In my case, with 15 servers averaging maybe 4-5 tools each, the tool schemas and descriptions add up to around 12k tokens before the user even says anything. On a 128k context model that’s manageable, but it still means less room for actual conversation history and retrieved documents.

I’ve tried a few things:

Lazy loading - only registering tools from servers that are relevant to the current conversation. Works okay but requires a routing layer that adds latency.
Trimming descriptions - stripping tool descriptions down to the bare minimum. But then the model makes more mistakes picking the right tool.
Two-stage approach - first call picks which MCP servers are relevant, second call loads only those tools. Doubles the API calls though.

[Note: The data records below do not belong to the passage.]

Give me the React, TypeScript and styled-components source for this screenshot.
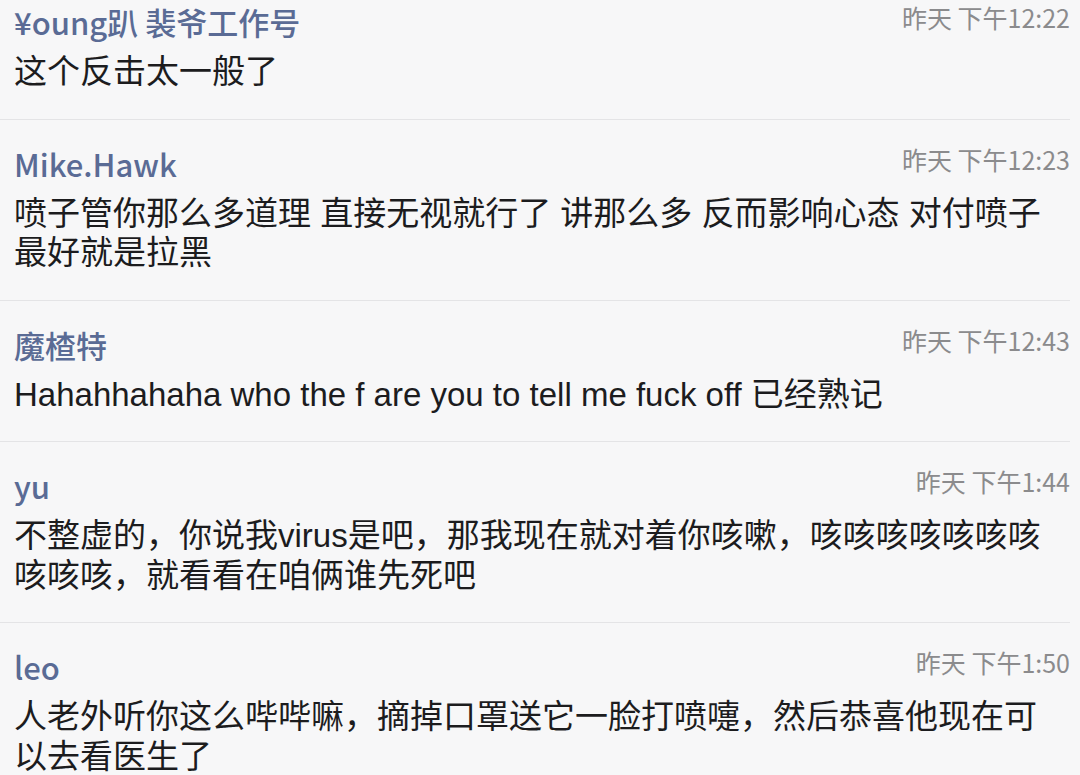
import React from "react";
import styled, { createGlobalStyle } from "styled-components";

const GlobalStyle = createGlobalStyle`
  html, body {
    margin: 0;
    padding: 0;
    background: #f7f7f8;
    overflow: hidden;
  }
  body {
    font-family: "Noto Sans CJK SC", "Noto Sans", sans-serif;
  }
`;

type Comment = {
  name: string;
  time: string;
  lines: string[];
};

const COMMENTS: Comment[] = [
  {
    name: "¥oung趴 裴爷工作号",
    time: "昨天 下午12:22",
    lines: ["这个反击太一般了"],
  },
  {
    name: "Mike.Hawk",
    time: "昨天 下午12:23",
    lines: [
      "喷子管你那么多道理 直接无视就行了 讲那么多 反而影响心态 对付喷子",
      "最好就是拉黑",
    ],
  },
  {
    name: "魔楂特",
    time: "昨天 下午12:43",
    lines: ["Hahahhahaha who the f are you to tell me fuck off 已经熟记"],
  },
  {
    name: "yu",
    time: "昨天 下午1:44",
    lines: [
      "不整虚的，你说我virus是吧，那我现在就对着你咳嗽，咳咳咳咳咳咳咳",
      "咳咳咳，就看看在咱俩谁先死吧",
    ],
  },
  {
    name: "leo",
    time: "昨天 下午1:50",
    lines: [
      "人老外听你这么哔哔嘛，摘掉口罩送它一脸打喷嚏，然后恭喜他现在可",
      "以去看医生了",
    ],
  },
];

// list is scrolled a little, first item is cut at the top
const List = styled.div`
  margin-top: -22px;
  display: flex;
  flex-direction: column;
`;

const Item = styled.div`
  margin-right: 10px;
  padding: 22px 0 27px 14px;
  border-bottom: 1px solid #e4e4e6;
`;

const Header = styled.div`
  display: flex;
  align-items: flex-start;
  justify-content: space-between;
  height: 44px;
`;

const Name = styled.span`
  font-size: 31px;
  line-height: 44px;
  font-weight: 500;
  color: #5a6b95;
`;

const Time = styled.span`
  font-size: 25px;
  line-height: 34px;
  color: #8b8b8d;
  white-space: nowrap;
`;

const Body = styled.div`
  margin-top: 8px;
  display: flex;
  flex-direction: column;
`;

const Line = styled.span`
  font-family: "Liberation Sans", "Noto Sans CJK SC", sans-serif;
  font-size: 33px;
  line-height: 39.5px;
  color: #1c1c1e;
  white-space: nowrap;
`;

export default function App() {
  return (
    <>
      <GlobalStyle />
      <List>
        {COMMENTS.map((c) => (
          <Item key={c.name}>
            <Header>
              <Name>{c.name}</Name>
              <Time>{c.time}</Time>
            </Header>
            <Body>
              {c.lines.map((l) => (
                <Line key={l}>{l}</Line>
              ))}
            </Body>
          </Item>
        ))}
      </List>
    </>
  );
}
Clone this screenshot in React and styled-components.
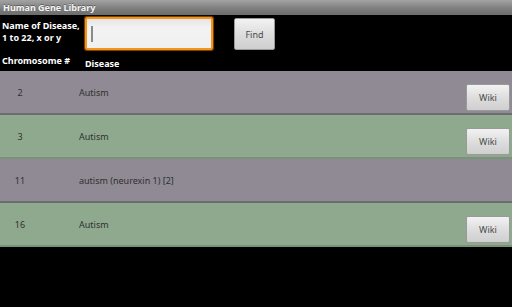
import React from "react";
import styled, { createGlobalStyle } from "styled-components";

const Global = createGlobalStyle`
  html, body { margin: 0; padding: 0; background: #000; }
  body { font-family: "Noto Sans", "Open Sans", "DejaVu Sans", sans-serif; }
  * { box-sizing: border-box; }
`;

const Screen = styled.div`
  width: 512px;
  height: 307px;
  background: #000;
  display: flex;
  flex-direction: column;
  overflow: hidden;
`;

const TitleBar = styled.div`
  height: 15px;
  padding-left: 3px;
  display: flex;
  align-items: center;
  background: linear-gradient(#a3a3a3, #7c7c7c 60%, #6c6c6c);
  color: #f4f4f4;
  font-size: 9px;
  font-weight: 700;
  text-shadow: 0 -1px 0 rgba(0,0,0,0.35);
`;

const SearchRow = styled.div`
  height: 37px;
  display: flex;
  align-items: flex-start;
`;

const Label = styled.div`
  width: 85px;
  padding-left: 2px;
  margin-top: 5px;
  color: #fff;
  font-size: 9px;
  font-weight: 700;
  line-height: 12px;
`;

const Input = styled.div`
  margin-top: 2px;
  width: 128px;
  height: 33px;
  border: 2px solid #f7921c;
  border-radius: 2px;
  background: linear-gradient(#e4e4e4, #f3f3f3 30%, #f0f0f0);
  box-shadow: 0 0 1px 1px rgba(255, 150, 0, 0.5);
  display: flex;
  align-items: center;
  padding-left: 4px;
`;

const Caret = styled.span`
  width: 2px;
  height: 16px;
  background: #8a8a8a;
`;

const Button = styled.div`
  width: ${(p) => p.$w}px;
  height: ${(p) => p.$h}px;
  margin-top: ${(p) => p.$top}px;
  margin-left: ${(p) => p.$left || 0}px;
  margin-right: ${(p) => p.$right || 0}px;
  border: 1px solid #9a9a9a;
  border-radius: 2px;
  background: linear-gradient(#f2f2f2, #dcdcdc 55%, #cfcfcf);
  color: #4a4a4a;
  font-size: 9px;
  display: flex;
  align-items: center;
  justify-content: center;
  flex-shrink: 0;
`;

const HeaderRow = styled.div`
  height: 19px;
  display: flex;
`;

const HeaderCell = styled.div`
  width: ${(p) => p.$w}px;
  padding-left: 2px;
  padding-top: ${(p) => p.$top}px;
  color: #fff;
  font-size: 9px;
  font-weight: 700;
  line-height: 10px;
`;

const Row = styled.div`
  height: 44px;
  display: flex;
  align-items: flex-start;
  background: ${(p) => (p.$green ? "#8fa98e" : "#8f8a93")};
  border-bottom: 2px solid ${(p) => (p.$green ? "#789377" : "#6e6a72")};
  color: #303030;
  font-size: 9px;
`;

const NumCell = styled.div`
  width: 40px;
  height: 42px;
  padding-top: 1px;
  text-align: center;
  line-height: 42px;
`;

const DiseaseCell = styled.div`
  flex: 1;
  height: 42px;
  padding-top: 1px;
  padding-left: 39px;
  line-height: 42px;
`;

const rows = [
  { n: "2", d: "Autism", wiki: true },
  { n: "3", d: "Autism", wiki: true },
  { n: "11", d: "autism (neurexin 1) [2]", wiki: false },
  { n: "16", d: "Autism", wiki: true },
];

export default function App() {
  return (
    <Screen>
      <Global />
      <TitleBar>Human Gene Library</TitleBar>
      <SearchRow>
        <Label>
          Name of Disease,
          <br />1 to 22, x or y
        </Label>
        <Input>
          <Caret />
        </Input>
        <Button $w={41} $h={32} $top={3} $left={21}>
          Find
        </Button>
      </SearchRow>
      <HeaderRow>
        <HeaderCell $w={83} $top={4}>Chromosome #</HeaderCell>
        <HeaderCell $w={100} $top={7}>Disease</HeaderCell>
      </HeaderRow>
      {rows.map((r, i) => (
        <Row key={i} $green={i % 2 === 1}>
          <NumCell>{r.n}</NumCell>
          <DiseaseCell>{r.d}</DiseaseCell>
          {r.wiki && (
            <Button $w={44} $h={27} $top={13} $right={2}>
              Wiki
            </Button>
          )}
        </Row>
      ))}
    </Screen>
  );
}
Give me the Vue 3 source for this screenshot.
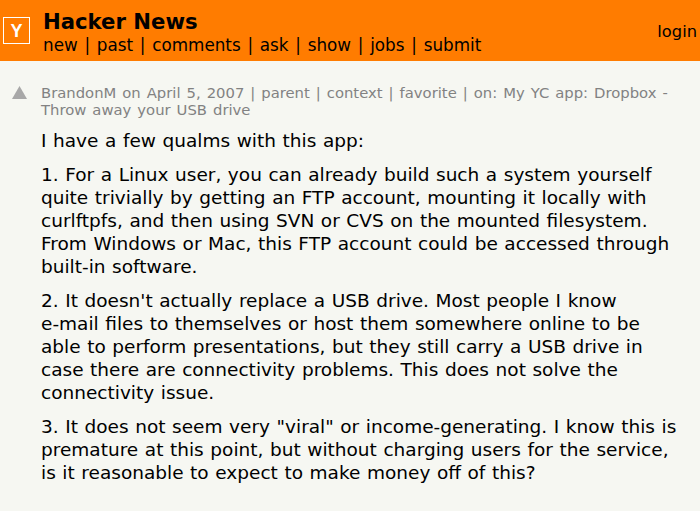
<template>
  <div class="page">
    <!-- top bar -->
    <header class="topbar">
      <div class="logo">Y</div>
      <div class="titles">
        <div class="site-name">Hacker News</div>
        <nav class="nav">
          <template v-for="(item, i) in navItems" :key="item">
            <span v-if="i > 0"> | </span>{{ item }}
          </template>
        </nav>
      </div>
      <div class="login">login</div>
    </header>

    <!-- comment -->
    <main class="comment">
      <svg class="vote" width="15" height="13" viewBox="0 0 15 13">
        <path d="M7.5 0 L15 13 L0 13 Z" fill="#a8a8a8" />
      </svg>
      <div class="comment-body">
        <div class="meta">BrandonM on April 5, 2007 | parent | context | favorite | on: My YC app: Dropbox -<br />Throw away your USB drive</div>
        <p v-for="para in paragraphs" :key="para[0]" class="para">
          <template v-for="line in para" :key="line">{{ line }}<br /></template>
        </p>
      </div>
    </main>
  </div>
</template>

<script setup>
const navItems = ['new', 'past', 'comments', 'ask', 'show', 'jobs', 'submit']

const paragraphs = [
  ['I have a few qualms with this app:'],
  [
    '1. For a Linux user, you can already build such a system yourself',
    'quite trivially by getting an FTP account, mounting it locally with',
    'curlftpfs, and then using SVN or CVS on the mounted filesystem.',
    'From Windows or Mac, this FTP account could be accessed through',
    'built-in software.',
  ],
  [
    "2. It doesn't actually replace a USB drive. Most people I know",
    'e-mail files to themselves or host them somewhere online to be',
    'able to perform presentations, but they still carry a USB drive in',
    'case there are connectivity problems. This does not solve the',
    'connectivity issue.',
  ],
  [
    '3. It does not seem very "viral" or income-generating. I know this is',
    'premature at this point, but without charging users for the service,',
    'is it reasonable to expect to make money off of this?',
  ],
]
</script>

<style>
html,
body {
  margin: 0;
  background: #f6f7f2;
}
</style>

<style scoped>
.page {
  width: 700px;
  height: 511px;
  overflow: hidden;
  background: #f6f7f2;
  font-family: 'DejaVu Sans', Verdana, sans-serif;
}

.topbar {
  height: 61px;
  box-sizing: border-box;
  background: #ff7c00;
  display: flex;
  align-items: flex-start;
  padding: 17px 3px 0 3px;
  color: #000;
}

.logo {
  width: 25px;
  height: 25px;
  border: 1px solid #fff;
  margin-right: 13px;
  color: #fff;
  font-family: 'Liberation Sans', Arial, sans-serif;
  font-size: 18px;
  font-weight: 700;
  line-height: 27px;
  text-align: center;
}

.titles {
  flex: 1;
  margin-top: -8px;
}

.site-name {
  font-size: 21.2px;
  font-weight: 700;
  line-height: 25px;
}

.nav {
  font-size: 16.8px;
  line-height: 20px;
  margin-top: 1px;
  word-spacing: 1.4px;
}

.login {
  font-size: 16.3px;
  line-height: 20px;
  margin-top: 5px;
}

.comment {
  display: flex;
  align-items: flex-start;
  padding: 23px 0 0 12px;
}

.vote {
  flex: none;
  margin-top: 2px;
  margin-right: 14px;
}

.comment-body {
  flex: 1;
  min-width: 0;
}

.meta {
  font-size: 14.8px;
  line-height: 17px;
  color: #828282;
  word-spacing: 1.3px;
  white-space: nowrap;
}

.para {
  margin: 11px 0 0;
  font-size: 18.5px;
  line-height: 23px;
  word-spacing: 0.7px;
  color: #000;
  white-space: nowrap;
}
</style>
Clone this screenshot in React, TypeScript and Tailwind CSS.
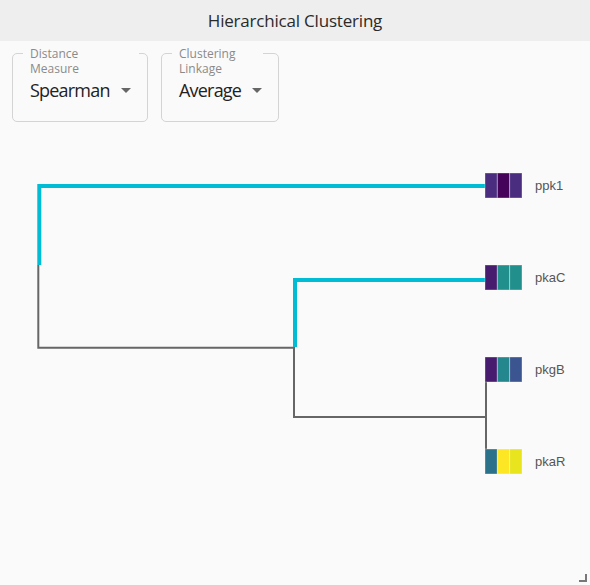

Has anyone found a good middle ground here? I’ve heard some teams are moving back to traditional API calls for their most-used integrations and only using MCP for dynamic tool discovery. That feels like it defeats the purpose though.

The MCP 2026 roadmap mentions a metadata format for registries to discover server capabilities without a live connection, which might help eventually. But what are people doing right now?

Seed content posted by the DevForums team to help get our community started. Have a better answer? Jump in!

alex_ml · March 19, 2026, 10:46am

I’ve been hitting this exact problem building ML pipeline agents that need access to a bunch of data tools. Here’s what’s actually worked for me in production:

Hierarchical tool registries with embeddings-based routing

Instead of your two-stage LLM call approach, I built a lightweight embedding index over all my tool descriptions. When a user message comes in, I do a quick cosine similarity search against the tool descriptions and only inject the top-k most relevant tools into the context. The embedding lookup is like 5ms, way cheaper than an extra LLM call.

Here’s the rough pattern:

import numpy as np
from sentence_transformers import SentenceTransformer

model = SentenceTransformer('all-MiniLM-L6-v2')

# Build index once at startup
tool_descriptions = [t['description'] for t in all_tools]
tool_embeddings = model.encode(tool_descriptions)

def select_tools(user_message, top_k=10):
    query_emb = model.encode([user_message])
    scores = np.dot(tool_embeddings, query_emb.T).flatten()
    top_indices = np.argsort(scores)[-top_k:][::-1]
    return [all_tools[i] for i in top_indices]

This cut my tool token usage from ~12k to about 3-4k per request, and the model still picks the right tool 95%+ of the time.

Compressed schema format

The other thing that helped was switching to a minimal schema format. Instead of full JSON Schema with descriptions, examples, and nested types, I compress them down to just the essentials:

{
  "name": "query_db",
  "desc": "Run SQL against analytics DB",
  "params": {"sql": "str", "db": "str?=analytics"}
}

That’s maybe 30% of the tokens compared to a full OpenAI-style function definition, and modern models handle the abbreviated format fine.

Tool groups for common workflows

I also pre-defined “tool groups” for common conversation patterns. If someone starts asking about data analysis, I load the data group (SQL, pandas, plotting). If they’re asking about model training, I load the ML group (experiment tracking, GPU provisioning, dataset tools). You can detect this with a simple classifier or even keyword matching.

The MCP registry metadata you mentioned will definitely help, but the embeddings approach is a solid bridge until that ships. The key insight is that you almost never need all your tools at once; you just need to be smart about which ones to surface.